* **WHAT YOU NEED TO DO**
Say how many lines include the word "styles". Reply with nothing but the number.

* **DATA SEGMENT**
•••

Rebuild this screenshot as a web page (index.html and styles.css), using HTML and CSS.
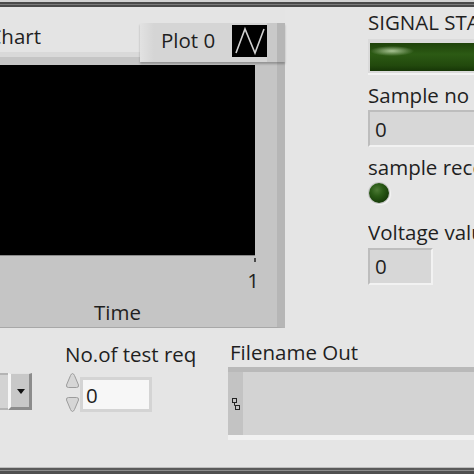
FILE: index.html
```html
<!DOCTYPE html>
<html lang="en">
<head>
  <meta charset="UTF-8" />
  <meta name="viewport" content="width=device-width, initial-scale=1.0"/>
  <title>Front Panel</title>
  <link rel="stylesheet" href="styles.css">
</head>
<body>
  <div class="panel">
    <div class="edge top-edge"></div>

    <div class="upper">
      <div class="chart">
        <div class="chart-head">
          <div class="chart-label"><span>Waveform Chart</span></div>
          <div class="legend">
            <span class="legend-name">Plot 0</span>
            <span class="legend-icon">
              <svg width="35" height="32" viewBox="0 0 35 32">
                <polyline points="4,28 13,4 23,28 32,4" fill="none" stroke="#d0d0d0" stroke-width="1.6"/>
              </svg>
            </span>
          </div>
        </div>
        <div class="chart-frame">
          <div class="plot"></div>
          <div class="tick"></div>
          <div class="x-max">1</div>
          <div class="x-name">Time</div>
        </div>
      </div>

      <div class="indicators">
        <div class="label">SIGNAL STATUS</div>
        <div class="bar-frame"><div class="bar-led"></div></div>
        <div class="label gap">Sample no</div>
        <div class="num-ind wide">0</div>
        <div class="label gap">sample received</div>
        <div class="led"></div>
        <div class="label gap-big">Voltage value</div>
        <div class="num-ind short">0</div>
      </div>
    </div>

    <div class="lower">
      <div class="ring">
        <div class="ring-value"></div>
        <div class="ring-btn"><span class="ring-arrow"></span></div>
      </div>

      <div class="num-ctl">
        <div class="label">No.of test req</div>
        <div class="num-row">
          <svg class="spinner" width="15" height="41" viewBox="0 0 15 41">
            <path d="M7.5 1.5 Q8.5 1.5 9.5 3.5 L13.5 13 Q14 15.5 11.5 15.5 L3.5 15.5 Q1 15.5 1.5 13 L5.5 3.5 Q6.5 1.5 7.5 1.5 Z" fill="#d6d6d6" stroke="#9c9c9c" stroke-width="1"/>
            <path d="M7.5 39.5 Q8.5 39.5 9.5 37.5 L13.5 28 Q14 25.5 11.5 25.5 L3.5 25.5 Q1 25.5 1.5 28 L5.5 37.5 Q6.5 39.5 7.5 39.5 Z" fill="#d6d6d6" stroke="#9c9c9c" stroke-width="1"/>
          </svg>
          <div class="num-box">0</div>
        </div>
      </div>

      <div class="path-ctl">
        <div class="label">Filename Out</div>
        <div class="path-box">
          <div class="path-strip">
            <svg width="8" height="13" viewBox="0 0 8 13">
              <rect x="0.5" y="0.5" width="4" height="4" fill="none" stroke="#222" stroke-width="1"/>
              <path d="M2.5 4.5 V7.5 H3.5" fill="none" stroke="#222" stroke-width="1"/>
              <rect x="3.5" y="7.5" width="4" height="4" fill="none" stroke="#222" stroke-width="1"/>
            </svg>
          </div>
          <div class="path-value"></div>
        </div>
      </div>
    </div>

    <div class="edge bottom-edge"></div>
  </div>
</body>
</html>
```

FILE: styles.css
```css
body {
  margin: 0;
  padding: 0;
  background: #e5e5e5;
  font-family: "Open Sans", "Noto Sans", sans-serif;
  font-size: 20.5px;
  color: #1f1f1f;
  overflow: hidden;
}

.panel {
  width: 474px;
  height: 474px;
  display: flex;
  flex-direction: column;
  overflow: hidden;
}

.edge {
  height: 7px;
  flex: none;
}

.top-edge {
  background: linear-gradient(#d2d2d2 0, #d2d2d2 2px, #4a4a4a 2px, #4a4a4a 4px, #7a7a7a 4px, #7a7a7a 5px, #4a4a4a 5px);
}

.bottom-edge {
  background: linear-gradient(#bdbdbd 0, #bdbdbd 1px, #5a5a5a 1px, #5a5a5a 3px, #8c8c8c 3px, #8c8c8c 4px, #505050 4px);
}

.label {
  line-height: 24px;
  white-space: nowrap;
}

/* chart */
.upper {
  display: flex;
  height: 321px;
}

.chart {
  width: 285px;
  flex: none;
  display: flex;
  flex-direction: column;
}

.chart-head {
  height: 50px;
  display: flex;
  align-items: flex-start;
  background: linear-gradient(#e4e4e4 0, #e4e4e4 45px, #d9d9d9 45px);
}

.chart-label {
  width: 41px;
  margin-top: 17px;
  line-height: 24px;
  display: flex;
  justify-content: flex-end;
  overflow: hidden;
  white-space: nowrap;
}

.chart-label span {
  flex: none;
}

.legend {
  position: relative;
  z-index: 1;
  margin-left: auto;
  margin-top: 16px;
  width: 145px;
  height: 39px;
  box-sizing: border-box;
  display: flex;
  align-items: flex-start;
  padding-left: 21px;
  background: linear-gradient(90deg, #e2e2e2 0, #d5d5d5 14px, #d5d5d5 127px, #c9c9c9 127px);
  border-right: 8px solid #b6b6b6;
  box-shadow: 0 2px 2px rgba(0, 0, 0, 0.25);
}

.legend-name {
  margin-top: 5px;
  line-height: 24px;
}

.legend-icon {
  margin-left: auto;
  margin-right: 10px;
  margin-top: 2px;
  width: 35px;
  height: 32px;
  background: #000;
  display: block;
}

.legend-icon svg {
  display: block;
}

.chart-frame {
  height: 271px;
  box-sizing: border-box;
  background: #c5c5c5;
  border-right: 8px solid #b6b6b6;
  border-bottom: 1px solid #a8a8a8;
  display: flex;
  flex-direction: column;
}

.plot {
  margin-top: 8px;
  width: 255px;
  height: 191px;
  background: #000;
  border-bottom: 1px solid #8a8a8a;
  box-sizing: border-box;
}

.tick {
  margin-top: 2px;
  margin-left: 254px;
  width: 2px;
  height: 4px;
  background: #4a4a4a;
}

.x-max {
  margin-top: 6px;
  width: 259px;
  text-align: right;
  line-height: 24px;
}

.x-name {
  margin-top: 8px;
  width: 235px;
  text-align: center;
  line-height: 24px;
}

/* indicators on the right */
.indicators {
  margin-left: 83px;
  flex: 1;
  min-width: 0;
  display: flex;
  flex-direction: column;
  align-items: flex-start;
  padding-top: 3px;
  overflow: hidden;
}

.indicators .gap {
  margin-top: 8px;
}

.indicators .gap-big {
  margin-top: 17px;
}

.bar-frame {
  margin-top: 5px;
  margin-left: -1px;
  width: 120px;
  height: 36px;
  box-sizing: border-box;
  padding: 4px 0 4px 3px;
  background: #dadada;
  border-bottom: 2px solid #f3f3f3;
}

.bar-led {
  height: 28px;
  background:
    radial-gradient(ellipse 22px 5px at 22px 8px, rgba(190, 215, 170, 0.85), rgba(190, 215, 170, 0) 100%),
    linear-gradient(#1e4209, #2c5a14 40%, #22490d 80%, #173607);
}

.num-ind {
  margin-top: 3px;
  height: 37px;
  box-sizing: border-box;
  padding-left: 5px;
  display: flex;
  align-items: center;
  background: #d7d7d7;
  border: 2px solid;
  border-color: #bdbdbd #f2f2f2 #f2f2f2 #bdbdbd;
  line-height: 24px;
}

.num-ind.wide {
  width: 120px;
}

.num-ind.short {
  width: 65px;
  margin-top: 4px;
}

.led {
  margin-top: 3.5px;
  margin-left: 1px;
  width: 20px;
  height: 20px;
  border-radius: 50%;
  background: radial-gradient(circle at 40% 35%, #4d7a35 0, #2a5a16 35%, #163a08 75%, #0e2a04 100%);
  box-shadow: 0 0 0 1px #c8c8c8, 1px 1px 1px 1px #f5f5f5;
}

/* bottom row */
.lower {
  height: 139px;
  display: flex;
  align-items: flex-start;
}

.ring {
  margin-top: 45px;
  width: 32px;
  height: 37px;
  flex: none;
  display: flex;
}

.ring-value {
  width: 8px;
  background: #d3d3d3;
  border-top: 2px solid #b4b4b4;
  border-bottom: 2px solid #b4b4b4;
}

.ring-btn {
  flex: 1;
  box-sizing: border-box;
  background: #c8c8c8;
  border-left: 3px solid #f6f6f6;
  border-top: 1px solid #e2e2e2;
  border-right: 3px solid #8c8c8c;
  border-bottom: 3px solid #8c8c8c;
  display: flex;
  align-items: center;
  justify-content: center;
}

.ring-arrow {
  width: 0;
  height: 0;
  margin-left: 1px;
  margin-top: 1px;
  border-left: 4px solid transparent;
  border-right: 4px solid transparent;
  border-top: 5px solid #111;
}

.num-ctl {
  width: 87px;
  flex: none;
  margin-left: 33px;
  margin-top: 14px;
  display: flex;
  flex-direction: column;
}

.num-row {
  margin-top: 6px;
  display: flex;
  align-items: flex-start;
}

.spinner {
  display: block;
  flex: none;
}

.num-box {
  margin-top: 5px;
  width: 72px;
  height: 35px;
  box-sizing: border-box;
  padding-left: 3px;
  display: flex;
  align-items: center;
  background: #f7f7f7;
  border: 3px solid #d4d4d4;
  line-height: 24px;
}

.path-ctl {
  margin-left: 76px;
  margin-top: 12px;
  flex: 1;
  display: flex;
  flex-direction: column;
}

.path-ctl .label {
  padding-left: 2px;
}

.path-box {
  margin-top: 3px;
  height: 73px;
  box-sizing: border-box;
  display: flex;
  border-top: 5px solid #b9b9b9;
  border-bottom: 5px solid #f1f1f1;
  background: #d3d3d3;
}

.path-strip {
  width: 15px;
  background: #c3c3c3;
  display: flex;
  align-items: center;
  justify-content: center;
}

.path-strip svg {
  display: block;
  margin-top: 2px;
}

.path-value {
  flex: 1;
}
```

•••

* **THE SOLUTION**
3